The linkage Mr. Mulford made was surprising, for though India had agreed in that Joint Statement to separate its civil and military nuclear facilities, it had not made any commitments on Iran. Nevertheless, he advised Dr. Rice to use her meeting with the Prime Minister and the External Affairs Minister “to encourage the GOI to exercise leadership on this Iran issue, rather than hiding behind the NAM consensus, as happened on UN reform.”

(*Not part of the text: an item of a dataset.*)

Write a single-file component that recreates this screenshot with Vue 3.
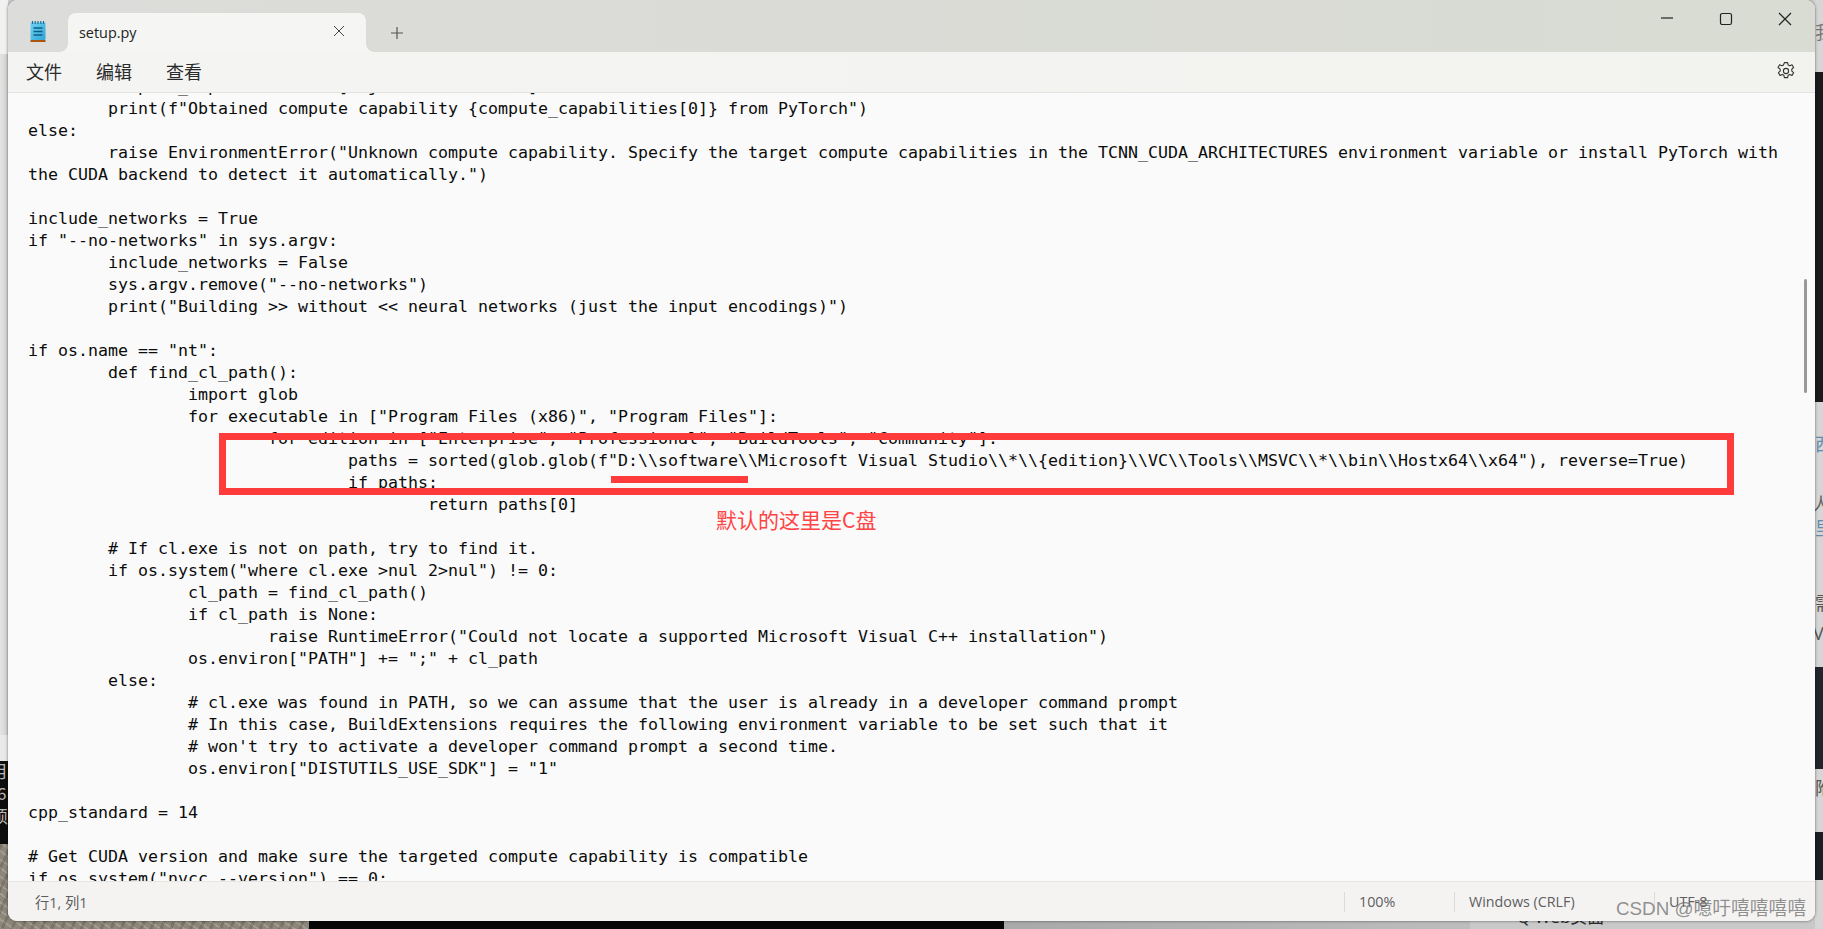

Congressional hearings had already alerted India to the need to stop sitting on the fence on the question of Iran's ‘nuclear weapons program', he wrote. “New Delhi is trying to support us without alienating Tehran, on whom it depends for current oil supplies, future natural gas imports (pipeline and LNG), and access to Afghanistan and Central Asia,” the cable noted. Though India's attachment to Iran could weaken in the long run if it “is able to secure other energy sources (e.g., gas pipeline from Bangladesh) and alternative access routes to Central Asia (e.g., overland transit through Pakistan),” its leaders “must be made to recognize that Congress is watching India's role at the IAEA with great care, and the Indian vote in Vienna will have real consequences for our ability to push ahead on civil nuclear energy cooperation.”

Mr. Mulford said the looming Iran vote at the International Atomic Energy Agency was a “significant early test of India's readiness to exercise the responsibilities of global leadership.” The country felt “squeezed between admonitions from us and pressure from the Iranians.” Under the circumstances, “the Indian instinct will be to lie low and hope that discussions in New York avoid the unpleasant prospect of [an IAEA] vote on September 19. We need to give a clear accounting of these stakes, while also preserving the significant equity that we have built-up in the transforming U.S.-India relationship.”

President Bush and Dr. Rice met the Prime Minister later that day. None of the WikiLeaks India Cables provide a readout of that meeting. But shortly thereafter, instructions were sent to the Indian Ambassador in Vienna to vote in favour of the U.S. resolution at the IAEA censuring Iran.